Macao’s tourism industry has been hit hard by China’s anti-corruption campaign since mid-2014. Although the number of total visitors has only fallen slightly by 2.6% in 2015, with number of visitors remaining at around 30 million, the shrink in the proportion of high-value visitors has reduced total visitor spending (not including gambling revenue) by 17%, severely hitting the retail sector. The retail property market, as a result, has become unusually quiet in 2015, with total transaction volume dropping by 30% and the number of transactions falling by nearly 50%.
The revenue of some of the pawnshops and high-end retail shops in the Zona Nova de Aterros do Porto Exterior (NAPE) area has been greatly hampered since the decline of the gambling industry. With stores moving out, many empty shops have been sighted, with around 130 shops in the area currently on the market looking for a new tenant.
To retain tenants, shop owners have been giving great discounts on rent. For example, the highest recorded monthly rent during the peak in 2014 for a shop of Warlorly Building in the Western side of the NAPE area was around MOP 250 per sq ft of GFA. Yet, the recent asking price has already fallen to around MOP 100 per sq ft, representing a staggering 60% decrease in rent. Reductions, ranging from 30% to 50%, have also been seen in other core retail districts, with greater discounts given for larger shops. On the other hand, less reduction was seen in the rental market of shops in residential areas, such as Taipa, the Horta e Costa District and the Northern district, with reductions ranging from 20% – 30%.
One of the most significant retail property transactions reported recently would be the Bossini shop on Avenida do Infante D. Henrique. The street shop, together with a basement and a cockloft, has a total GFA of around 4,290 sq ft and was recently sold for MOP 350 million, or MOP 81,600 per sq ft. The vendor has agreed to lease back the property for 3 years at a monthly rent of MOP 1 million, or MOP 233 per sq ft, after the transaction.
Both the transaction price and the agreed monthly rent are deemed to be higher than the current market price.
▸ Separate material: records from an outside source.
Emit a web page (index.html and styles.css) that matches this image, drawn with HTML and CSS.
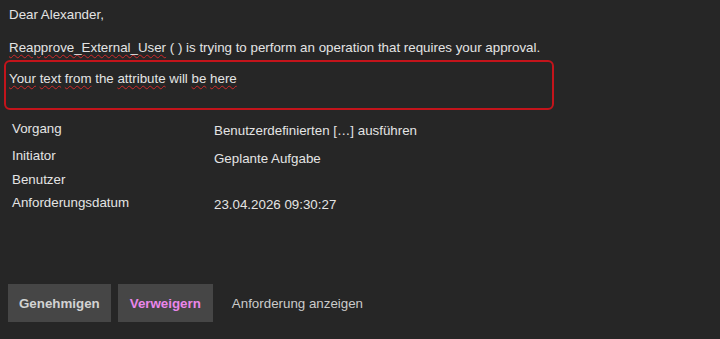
FILE: index.html
```html
<!DOCTYPE html>
<html lang="en">
<head>
    <meta charset="UTF-8">
    <title>Approval request</title>
    <link rel="stylesheet" href="styles.css">
</head>
<body>
    <div class="mail">
        <p class="greeting">Dear Alexander,</p>
        <p class="intro"><span class="typo">Reapprove_External_User</span> ( ) is trying to perform an operation that requires your approval.</p>
        <div class="note">
            <span class="typo">Your</span> <span class="typo">text</span> <span class="typo">from</span> the <span class="typo">attribute</span> will <span class="typo">be</span> <span class="typo">here</span>
        </div>
        <div class="details">
            <div class="row r1">
                <div class="label">Vorgang</div>
                <div class="value">Benutzerdefinierten […] ausführen</div>
            </div>
            <div class="row r2">
                <div class="label">Initiator</div>
                <div class="value">Geplante Aufgabe</div>
            </div>
            <div class="row r3">
                <div class="label">Benutzer</div>
                <div class="value"></div>
            </div>
            <div class="row">
                <div class="label">Anforderungsdatum</div>
                <div class="value">23.04.2026 09:30:27</div>
            </div>
        </div>
        <div class="actions">
            <button class="btn">Genehmigen</button>
            <button class="btn deny">Verweigern</button>
            <a class="link">Anforderung anzeigen</a>
        </div>
    </div>
</body>
</html>
```

FILE: styles.css
```css
body {
    margin: 0;
    background: #262626;
    color: #e4e4e4;
    font-family: "Liberation Sans", Arial, sans-serif;
    font-size: 13.33px;
    line-height: 15px;
}
.mail {
    padding: 7px 0 0 9px;
}
p {
    margin: 0;
}
.intro {
    margin-top: 18px;
}
.typo {
    text-decoration: underline wavy #d02a2a;
    text-decoration-thickness: 1px;
    text-underline-offset: 2px;
}
.note {
    width: 543px;
    margin: 5px 0 0 -5px;
    padding: 9px 0 22px 3px;
    border: 2px solid #c3141b;
    border-radius: 6px;
}
.details {
    margin-top: 11px;
    padding-left: 3px;
}
.row {
    display: flex;
}
.r1 {
    height: 27px;
}
.r2 {
    height: 24px;
}
.r3 {
    height: 23px;
}
.label {
    width: 202px;
}
.value {
    padding-top: 2px;
}
.r2 .value {
    padding-top: 3px;
}
.actions {
    display: flex;
    align-items: center;
    gap: 7px;
    margin-top: 72px;
    margin-left: -1px;
}
.btn {
    height: 38px;
    padding: 0 11px;
    border: none;
    background: #464646;
    color: #d2d2d2;
    font-family: inherit;
    font-size: 13.33px;
    font-weight: bold;
}
.btn.deny {
    padding: 0 12px;
    color: #ea86ea;
}
.link {
    margin-left: 12px;
    color: #cbcbcb;
}
```
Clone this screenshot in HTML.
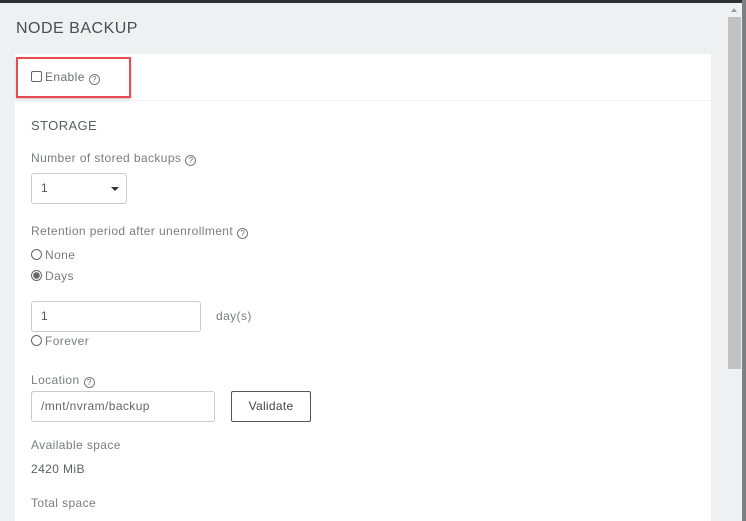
<!DOCTYPE html>
<html><head><meta charset="utf-8"><style>
*{margin:0;padding:0;box-sizing:border-box}
body{width:746px;height:521px;overflow:hidden;background:#eff0f2;font-family:"Liberation Sans",sans-serif;position:relative;color:#6f7174}
.a{position:absolute}
.t{font-size:12px;letter-spacing:0.4px;color:#7a7c80;white-space:nowrap}
.q{display:inline-block;width:11px;height:11px;border:1px solid #777;border-radius:50%;font-size:8px;line-height:9px;text-align:center;color:#666;vertical-align:-1px;margin-left:4px;letter-spacing:0}
.r{display:inline-block;width:11px;height:11px;border:1px solid #666;border-radius:50%;vertical-align:-1px;margin-right:3px;background:#fff}
.in{border:1px solid #c9cbcf;border-radius:3px;background:#fff;font-size:12px;letter-spacing:0.4px;color:#555;padding-left:9px}
</style></head><body>
<div class="a" style="left:0;top:0;width:746px;height:3px;background:#2c2f33"></div>
<div class="a" style="left:742px;top:0;width:4px;height:521px;background:#7d7f82"></div>
<div class="a" style="left:16px;top:20px;font-size:16px;letter-spacing:0.5px;color:#4a4d52">NODE BACKUP</div>
<div class="a" style="left:15px;top:54px;width:696px;height:467px;background:#fff"></div>
<div class="a" style="left:15px;top:100px;width:696px;height:1px;background:#f1f2f3"></div>
<div class="a" style="left:16px;top:57px;width:115px;height:41px;border:2px solid #ea4a4f;box-shadow:0 1px 2px rgba(0,0,0,.25)"></div>
<div class="a t" style="left:31px;top:70px;color:#6b6d70"><span style="display:inline-block;width:11px;height:11px;border:1px solid #666;border-radius:2px;vertical-align:-1px;margin-right:3px"></span>Enable<span class="q">?</span></div>
<div class="a" style="left:31px;top:118px;font-size:13px;letter-spacing:0.4px;color:#5b5e62">STORAGE</div>
<div class="a t" style="left:31px;top:151px">Number of stored backups<span class="q">?</span></div>
<div class="a in" style="left:31px;top:173px;width:96px;height:31px;line-height:29px">1<span style="position:absolute;left:79px;top:13px;border:4px solid transparent;border-top:4px solid #333;border-bottom:0"></span></div>
<div class="a t" style="left:31px;top:224px">Retention period after unenrollment<span class="q">?</span></div>
<div class="a t" style="left:31px;top:248px"><span class="r"></span>None</div>
<div class="a t" style="left:31px;top:269px"><span class="r" style="background:radial-gradient(circle,#666 0 3px,#fff 3.5px)"></span>Days</div>
<div class="a in" style="left:31px;top:301px;width:170px;height:31px;line-height:29px">1</div>
<div class="a t" style="left:216px;top:309px">day(s)</div>
<div class="a t" style="left:31px;top:334px"><span class="r"></span>Forever</div>
<div class="a t" style="left:31px;top:373px">Location<span class="q">?</span></div>
<div class="a in" style="left:31px;top:391px;width:184px;height:31px;line-height:29px;color:#666">/mnt/nvram/backup</div>
<div class="a" style="left:231px;top:391px;width:80px;height:31px;border:1.5px solid #555;border-radius:2px;font-size:12px;letter-spacing:0.3px;color:#444;text-align:center;line-height:28px">Validate</div>
<div class="a t" style="left:31px;top:438px">Available space</div>
<div class="a t" style="left:31px;top:462px;color:#5e6064">2420 MiB</div>
<div class="a t" style="left:31px;top:496px">Total space</div>
<div class="a" style="left:728px;top:17px;width:13px;height:352px;background:#c1c1c1"></div>
<div class="a" style="left:731px;top:8px;border:3px solid transparent;border-bottom:4px solid #999;border-top:0"></div>
</body></html>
Yet, as transactions of such prime properties are generally quite rare, few references can be obtained from the market. Moreover, as a lease-back agreement follows the transaction, it is more likely that both the transaction price and the lease-back rent has been considered during the negotiation of the transaction.
Despite the gloomy outlook in Macao’s retail industry, with rent having fallen around 30%-40% in general in 2015, the margin for any further discounts has become quite small. Another 10% of rent reduction is therefore expected to be seen in 2016.